--- START OF Data provided ---

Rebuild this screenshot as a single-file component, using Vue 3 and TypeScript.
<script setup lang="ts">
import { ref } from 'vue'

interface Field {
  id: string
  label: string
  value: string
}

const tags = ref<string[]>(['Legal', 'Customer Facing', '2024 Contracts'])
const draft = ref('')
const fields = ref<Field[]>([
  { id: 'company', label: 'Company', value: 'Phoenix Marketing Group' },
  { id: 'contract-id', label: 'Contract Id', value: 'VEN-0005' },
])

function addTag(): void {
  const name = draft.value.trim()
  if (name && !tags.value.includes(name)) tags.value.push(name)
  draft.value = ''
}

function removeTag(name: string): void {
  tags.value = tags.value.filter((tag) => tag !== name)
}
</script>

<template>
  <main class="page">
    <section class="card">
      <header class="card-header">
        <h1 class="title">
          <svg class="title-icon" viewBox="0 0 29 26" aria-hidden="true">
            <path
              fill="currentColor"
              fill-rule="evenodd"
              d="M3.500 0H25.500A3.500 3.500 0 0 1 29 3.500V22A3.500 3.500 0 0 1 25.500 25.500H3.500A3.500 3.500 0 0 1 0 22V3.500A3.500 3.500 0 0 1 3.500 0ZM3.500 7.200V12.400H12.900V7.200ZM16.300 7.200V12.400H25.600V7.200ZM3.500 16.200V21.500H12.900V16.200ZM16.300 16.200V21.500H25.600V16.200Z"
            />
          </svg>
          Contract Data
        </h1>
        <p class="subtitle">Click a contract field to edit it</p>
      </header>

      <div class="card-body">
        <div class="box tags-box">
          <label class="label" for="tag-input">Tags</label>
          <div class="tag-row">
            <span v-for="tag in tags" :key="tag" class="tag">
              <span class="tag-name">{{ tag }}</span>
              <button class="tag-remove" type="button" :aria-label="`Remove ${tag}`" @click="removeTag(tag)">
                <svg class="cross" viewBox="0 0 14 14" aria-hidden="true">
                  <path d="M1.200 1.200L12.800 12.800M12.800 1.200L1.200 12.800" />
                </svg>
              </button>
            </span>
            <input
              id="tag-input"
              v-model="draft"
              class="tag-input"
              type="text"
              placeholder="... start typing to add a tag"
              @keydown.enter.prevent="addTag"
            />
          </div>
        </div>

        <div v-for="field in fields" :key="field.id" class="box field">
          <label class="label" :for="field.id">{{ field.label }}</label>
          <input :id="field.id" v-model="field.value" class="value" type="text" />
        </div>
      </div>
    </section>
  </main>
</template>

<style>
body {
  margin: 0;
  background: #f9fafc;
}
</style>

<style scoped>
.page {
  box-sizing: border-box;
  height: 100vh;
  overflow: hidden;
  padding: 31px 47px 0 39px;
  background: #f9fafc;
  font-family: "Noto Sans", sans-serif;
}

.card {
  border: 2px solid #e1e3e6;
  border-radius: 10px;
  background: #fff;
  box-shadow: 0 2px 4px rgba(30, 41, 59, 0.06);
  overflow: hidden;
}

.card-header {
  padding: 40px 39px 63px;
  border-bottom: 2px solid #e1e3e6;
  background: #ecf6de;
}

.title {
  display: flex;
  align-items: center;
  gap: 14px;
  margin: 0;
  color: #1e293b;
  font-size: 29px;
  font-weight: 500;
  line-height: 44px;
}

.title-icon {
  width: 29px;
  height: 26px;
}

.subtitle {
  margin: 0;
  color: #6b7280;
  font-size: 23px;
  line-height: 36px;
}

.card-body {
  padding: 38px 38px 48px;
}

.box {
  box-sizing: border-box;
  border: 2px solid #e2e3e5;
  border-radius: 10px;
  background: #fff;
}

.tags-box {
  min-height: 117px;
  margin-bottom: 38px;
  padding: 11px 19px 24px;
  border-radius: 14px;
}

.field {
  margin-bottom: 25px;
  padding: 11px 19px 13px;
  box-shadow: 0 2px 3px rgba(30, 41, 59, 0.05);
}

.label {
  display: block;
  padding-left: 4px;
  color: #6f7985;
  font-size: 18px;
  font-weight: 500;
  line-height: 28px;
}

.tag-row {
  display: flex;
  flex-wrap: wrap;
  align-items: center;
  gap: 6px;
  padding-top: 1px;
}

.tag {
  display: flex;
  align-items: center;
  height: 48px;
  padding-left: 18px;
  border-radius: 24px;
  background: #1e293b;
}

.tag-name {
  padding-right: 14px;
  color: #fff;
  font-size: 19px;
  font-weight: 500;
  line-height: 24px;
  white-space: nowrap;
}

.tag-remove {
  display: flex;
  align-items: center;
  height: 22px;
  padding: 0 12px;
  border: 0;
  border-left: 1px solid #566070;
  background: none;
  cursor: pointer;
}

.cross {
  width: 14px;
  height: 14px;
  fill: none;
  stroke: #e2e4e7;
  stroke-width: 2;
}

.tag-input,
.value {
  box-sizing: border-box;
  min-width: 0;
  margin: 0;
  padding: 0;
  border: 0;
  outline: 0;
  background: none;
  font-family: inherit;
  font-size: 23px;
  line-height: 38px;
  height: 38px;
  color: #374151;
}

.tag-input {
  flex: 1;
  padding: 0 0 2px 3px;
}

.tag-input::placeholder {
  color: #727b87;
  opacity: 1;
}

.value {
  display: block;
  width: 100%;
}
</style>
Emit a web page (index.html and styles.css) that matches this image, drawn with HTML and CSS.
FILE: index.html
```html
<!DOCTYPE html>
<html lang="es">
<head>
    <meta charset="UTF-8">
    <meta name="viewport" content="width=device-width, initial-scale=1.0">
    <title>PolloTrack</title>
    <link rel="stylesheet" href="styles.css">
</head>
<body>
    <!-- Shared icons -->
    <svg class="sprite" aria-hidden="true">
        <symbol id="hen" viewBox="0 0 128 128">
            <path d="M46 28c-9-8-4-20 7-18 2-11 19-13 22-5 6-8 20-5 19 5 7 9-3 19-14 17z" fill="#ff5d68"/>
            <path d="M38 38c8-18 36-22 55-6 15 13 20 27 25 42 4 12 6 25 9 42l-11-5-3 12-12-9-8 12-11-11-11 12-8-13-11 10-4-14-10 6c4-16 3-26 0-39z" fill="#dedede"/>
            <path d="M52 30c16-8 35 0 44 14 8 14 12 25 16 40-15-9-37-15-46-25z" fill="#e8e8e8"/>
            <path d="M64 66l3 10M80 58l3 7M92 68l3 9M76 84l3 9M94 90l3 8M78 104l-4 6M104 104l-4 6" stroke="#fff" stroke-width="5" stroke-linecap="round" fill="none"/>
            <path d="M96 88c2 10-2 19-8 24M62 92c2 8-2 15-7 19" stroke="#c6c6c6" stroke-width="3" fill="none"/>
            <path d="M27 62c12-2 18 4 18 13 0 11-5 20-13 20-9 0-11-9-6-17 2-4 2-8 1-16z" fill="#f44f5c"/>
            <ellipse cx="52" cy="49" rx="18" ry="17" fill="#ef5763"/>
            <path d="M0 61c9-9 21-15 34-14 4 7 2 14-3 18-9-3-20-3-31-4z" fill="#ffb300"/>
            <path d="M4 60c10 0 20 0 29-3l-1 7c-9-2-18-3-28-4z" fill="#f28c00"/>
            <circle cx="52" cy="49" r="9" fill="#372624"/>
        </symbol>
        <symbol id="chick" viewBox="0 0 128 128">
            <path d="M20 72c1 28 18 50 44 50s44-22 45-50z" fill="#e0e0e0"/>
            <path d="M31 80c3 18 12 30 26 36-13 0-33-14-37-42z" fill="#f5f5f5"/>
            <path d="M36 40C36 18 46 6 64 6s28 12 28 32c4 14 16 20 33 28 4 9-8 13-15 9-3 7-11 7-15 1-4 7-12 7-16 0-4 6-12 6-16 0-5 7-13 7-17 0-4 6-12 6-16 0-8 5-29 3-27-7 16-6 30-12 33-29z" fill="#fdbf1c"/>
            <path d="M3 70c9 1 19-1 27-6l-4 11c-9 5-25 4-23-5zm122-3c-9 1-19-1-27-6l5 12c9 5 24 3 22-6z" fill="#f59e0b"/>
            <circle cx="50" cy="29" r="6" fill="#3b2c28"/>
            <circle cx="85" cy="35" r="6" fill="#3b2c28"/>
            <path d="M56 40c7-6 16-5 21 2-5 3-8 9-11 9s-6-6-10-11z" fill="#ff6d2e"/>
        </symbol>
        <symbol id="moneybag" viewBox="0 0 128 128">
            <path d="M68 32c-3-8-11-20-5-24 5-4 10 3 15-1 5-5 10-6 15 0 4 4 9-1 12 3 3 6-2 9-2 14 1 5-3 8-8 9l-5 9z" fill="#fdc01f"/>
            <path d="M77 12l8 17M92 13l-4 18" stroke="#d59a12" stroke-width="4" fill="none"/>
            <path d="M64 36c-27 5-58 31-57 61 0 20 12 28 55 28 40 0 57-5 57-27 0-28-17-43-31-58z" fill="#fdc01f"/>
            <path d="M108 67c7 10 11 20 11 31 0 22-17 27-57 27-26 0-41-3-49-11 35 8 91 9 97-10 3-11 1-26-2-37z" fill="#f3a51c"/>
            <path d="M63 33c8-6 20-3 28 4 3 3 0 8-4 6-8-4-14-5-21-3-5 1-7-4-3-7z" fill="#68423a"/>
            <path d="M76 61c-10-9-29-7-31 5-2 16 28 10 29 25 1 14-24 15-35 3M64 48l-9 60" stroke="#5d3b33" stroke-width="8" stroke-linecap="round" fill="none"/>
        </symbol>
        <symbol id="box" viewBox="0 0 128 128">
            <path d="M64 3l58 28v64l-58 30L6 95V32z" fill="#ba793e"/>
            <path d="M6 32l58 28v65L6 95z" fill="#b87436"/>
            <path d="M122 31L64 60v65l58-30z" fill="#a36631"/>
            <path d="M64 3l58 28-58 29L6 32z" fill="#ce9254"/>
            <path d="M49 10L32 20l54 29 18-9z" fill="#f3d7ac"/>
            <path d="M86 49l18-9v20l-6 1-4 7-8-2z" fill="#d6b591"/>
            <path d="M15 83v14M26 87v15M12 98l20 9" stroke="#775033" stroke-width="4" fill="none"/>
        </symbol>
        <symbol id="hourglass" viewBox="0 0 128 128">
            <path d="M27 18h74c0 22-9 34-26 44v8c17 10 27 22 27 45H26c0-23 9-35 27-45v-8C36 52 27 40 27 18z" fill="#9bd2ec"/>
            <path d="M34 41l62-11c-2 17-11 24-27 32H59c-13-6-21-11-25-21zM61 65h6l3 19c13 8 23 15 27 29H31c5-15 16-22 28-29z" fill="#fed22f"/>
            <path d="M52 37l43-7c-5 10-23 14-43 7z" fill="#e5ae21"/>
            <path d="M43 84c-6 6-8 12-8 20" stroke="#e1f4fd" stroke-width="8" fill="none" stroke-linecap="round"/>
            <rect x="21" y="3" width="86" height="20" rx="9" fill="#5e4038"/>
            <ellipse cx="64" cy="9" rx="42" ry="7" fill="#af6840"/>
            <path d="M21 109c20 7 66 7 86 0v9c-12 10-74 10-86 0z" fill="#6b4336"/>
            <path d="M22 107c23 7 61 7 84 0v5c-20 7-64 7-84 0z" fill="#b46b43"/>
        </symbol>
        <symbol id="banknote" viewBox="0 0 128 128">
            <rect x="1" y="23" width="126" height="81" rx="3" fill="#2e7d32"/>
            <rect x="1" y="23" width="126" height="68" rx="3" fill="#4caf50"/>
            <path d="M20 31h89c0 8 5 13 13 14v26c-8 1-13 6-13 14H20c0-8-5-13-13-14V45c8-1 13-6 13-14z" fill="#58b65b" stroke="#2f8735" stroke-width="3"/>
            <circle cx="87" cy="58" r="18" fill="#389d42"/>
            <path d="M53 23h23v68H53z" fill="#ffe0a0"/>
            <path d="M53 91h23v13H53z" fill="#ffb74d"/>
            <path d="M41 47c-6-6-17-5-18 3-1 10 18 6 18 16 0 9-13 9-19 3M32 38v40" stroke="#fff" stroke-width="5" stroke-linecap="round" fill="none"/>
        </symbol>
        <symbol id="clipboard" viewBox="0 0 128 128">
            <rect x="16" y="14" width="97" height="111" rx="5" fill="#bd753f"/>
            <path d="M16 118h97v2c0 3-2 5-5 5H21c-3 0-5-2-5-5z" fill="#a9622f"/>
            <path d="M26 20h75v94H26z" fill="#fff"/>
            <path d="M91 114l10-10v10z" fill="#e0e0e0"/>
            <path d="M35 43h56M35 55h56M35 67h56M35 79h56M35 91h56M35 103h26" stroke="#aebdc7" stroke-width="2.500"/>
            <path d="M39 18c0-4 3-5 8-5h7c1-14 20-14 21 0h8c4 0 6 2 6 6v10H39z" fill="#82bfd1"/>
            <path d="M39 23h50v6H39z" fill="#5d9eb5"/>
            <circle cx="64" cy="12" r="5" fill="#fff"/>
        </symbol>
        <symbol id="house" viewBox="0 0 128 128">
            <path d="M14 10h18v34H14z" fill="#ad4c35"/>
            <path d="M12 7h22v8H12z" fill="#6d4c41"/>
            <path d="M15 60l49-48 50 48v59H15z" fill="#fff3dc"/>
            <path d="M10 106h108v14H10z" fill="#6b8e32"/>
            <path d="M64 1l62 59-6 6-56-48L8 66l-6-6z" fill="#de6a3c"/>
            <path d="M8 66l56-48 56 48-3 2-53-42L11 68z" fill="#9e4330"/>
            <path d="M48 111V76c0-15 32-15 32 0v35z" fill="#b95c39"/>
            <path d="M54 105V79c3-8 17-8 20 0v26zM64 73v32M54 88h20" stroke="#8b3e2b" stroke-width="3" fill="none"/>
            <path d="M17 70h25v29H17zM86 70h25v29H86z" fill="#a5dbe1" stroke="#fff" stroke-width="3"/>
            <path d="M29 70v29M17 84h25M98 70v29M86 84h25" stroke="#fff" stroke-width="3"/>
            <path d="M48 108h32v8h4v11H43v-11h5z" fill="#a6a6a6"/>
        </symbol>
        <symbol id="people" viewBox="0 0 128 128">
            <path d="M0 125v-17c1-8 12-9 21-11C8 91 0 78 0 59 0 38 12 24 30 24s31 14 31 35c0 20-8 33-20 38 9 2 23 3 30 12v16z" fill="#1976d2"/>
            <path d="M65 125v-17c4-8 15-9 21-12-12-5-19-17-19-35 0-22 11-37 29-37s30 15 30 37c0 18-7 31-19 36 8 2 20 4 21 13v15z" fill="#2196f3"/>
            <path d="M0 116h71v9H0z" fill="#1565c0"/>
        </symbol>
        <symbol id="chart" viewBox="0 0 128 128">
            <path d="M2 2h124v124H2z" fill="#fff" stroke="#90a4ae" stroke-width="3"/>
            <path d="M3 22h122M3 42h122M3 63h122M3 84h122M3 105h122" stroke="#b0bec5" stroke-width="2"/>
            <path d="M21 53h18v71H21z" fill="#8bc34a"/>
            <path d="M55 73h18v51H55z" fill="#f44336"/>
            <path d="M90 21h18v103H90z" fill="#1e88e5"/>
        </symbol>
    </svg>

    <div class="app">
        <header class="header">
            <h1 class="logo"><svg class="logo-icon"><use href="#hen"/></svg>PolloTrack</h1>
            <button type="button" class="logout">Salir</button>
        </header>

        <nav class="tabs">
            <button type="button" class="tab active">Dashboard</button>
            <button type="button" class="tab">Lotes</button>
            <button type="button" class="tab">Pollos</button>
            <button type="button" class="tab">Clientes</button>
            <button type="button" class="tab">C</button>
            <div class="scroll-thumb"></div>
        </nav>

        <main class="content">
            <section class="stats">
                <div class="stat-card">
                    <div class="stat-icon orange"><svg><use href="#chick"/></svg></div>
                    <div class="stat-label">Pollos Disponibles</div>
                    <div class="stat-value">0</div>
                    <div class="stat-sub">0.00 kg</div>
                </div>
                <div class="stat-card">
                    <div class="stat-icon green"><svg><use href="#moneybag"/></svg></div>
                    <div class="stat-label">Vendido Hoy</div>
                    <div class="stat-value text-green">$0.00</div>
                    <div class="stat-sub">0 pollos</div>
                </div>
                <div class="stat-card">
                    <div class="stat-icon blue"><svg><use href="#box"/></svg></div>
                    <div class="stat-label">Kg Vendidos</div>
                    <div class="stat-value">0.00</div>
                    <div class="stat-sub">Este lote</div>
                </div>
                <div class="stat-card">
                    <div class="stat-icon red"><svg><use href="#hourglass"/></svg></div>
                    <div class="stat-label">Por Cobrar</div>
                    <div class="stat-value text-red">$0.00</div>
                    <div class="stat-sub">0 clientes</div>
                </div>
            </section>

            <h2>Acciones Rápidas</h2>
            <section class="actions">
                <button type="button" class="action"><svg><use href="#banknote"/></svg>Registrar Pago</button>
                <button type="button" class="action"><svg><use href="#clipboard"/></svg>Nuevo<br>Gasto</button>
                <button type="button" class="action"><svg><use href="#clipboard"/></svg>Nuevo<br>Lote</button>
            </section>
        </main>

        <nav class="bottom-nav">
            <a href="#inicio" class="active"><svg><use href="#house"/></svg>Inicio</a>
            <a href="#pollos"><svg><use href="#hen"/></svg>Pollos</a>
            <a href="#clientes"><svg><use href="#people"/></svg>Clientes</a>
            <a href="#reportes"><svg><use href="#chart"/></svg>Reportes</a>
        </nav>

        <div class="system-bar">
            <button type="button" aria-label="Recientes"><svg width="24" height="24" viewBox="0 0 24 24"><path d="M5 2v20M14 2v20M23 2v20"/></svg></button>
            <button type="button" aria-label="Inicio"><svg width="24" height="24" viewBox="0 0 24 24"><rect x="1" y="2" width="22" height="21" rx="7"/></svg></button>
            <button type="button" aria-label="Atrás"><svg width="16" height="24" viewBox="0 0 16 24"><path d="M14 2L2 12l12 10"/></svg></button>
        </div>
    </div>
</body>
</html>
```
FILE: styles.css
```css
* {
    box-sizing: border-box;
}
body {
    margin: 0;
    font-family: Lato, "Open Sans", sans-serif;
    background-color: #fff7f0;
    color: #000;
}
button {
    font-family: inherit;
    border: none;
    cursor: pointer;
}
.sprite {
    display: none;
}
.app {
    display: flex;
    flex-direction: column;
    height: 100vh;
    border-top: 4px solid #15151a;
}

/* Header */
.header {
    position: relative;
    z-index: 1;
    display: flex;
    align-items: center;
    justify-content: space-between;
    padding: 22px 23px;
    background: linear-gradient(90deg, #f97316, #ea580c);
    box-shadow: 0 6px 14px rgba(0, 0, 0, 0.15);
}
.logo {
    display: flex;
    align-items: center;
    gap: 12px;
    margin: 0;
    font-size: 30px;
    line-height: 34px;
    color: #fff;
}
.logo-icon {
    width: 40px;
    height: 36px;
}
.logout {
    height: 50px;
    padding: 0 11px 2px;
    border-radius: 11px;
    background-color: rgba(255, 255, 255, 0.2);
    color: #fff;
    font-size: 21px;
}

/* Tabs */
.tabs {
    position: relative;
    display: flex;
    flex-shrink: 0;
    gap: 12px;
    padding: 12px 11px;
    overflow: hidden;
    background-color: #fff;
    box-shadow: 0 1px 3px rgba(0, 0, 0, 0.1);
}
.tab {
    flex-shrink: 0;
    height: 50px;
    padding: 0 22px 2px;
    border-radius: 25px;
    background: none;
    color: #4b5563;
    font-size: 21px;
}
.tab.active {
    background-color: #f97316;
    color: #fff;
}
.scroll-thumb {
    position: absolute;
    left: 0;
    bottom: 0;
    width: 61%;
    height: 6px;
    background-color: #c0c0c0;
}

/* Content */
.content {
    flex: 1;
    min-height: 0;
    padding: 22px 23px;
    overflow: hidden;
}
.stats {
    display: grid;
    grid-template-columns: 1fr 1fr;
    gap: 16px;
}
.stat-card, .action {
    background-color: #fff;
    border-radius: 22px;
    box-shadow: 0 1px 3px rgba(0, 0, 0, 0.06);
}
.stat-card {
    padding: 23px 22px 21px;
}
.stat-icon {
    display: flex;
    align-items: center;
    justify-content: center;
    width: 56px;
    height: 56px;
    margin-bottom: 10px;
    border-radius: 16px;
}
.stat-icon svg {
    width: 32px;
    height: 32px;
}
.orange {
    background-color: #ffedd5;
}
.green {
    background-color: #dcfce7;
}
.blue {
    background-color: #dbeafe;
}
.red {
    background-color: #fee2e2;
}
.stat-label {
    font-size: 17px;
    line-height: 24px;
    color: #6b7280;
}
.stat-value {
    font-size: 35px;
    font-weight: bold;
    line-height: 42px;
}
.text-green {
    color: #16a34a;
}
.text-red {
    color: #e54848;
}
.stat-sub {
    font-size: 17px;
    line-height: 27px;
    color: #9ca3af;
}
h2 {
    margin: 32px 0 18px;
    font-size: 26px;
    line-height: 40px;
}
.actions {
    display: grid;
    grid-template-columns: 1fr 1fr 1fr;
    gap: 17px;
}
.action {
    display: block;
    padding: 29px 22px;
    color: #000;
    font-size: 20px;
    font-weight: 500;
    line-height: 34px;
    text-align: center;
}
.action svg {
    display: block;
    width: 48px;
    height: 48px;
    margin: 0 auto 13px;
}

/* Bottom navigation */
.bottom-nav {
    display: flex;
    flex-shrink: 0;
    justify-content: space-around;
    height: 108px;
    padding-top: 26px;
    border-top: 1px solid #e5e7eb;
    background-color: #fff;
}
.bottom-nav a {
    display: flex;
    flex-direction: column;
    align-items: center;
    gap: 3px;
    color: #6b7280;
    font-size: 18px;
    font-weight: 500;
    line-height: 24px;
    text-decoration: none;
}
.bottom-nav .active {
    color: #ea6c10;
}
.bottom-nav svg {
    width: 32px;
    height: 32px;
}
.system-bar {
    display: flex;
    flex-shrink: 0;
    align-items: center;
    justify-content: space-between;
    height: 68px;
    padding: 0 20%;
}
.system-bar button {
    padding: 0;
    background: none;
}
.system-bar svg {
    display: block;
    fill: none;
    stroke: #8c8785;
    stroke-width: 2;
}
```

--- END OF Data provided ---

Filter for "styles". Return all lines that hold it.

→ **Answer to the problem**
Emit a web page (index.html and styles.css) that matches this image, drawn with HTML and CSS.
    <link rel="stylesheet" href="styles.css">
FILE: styles.css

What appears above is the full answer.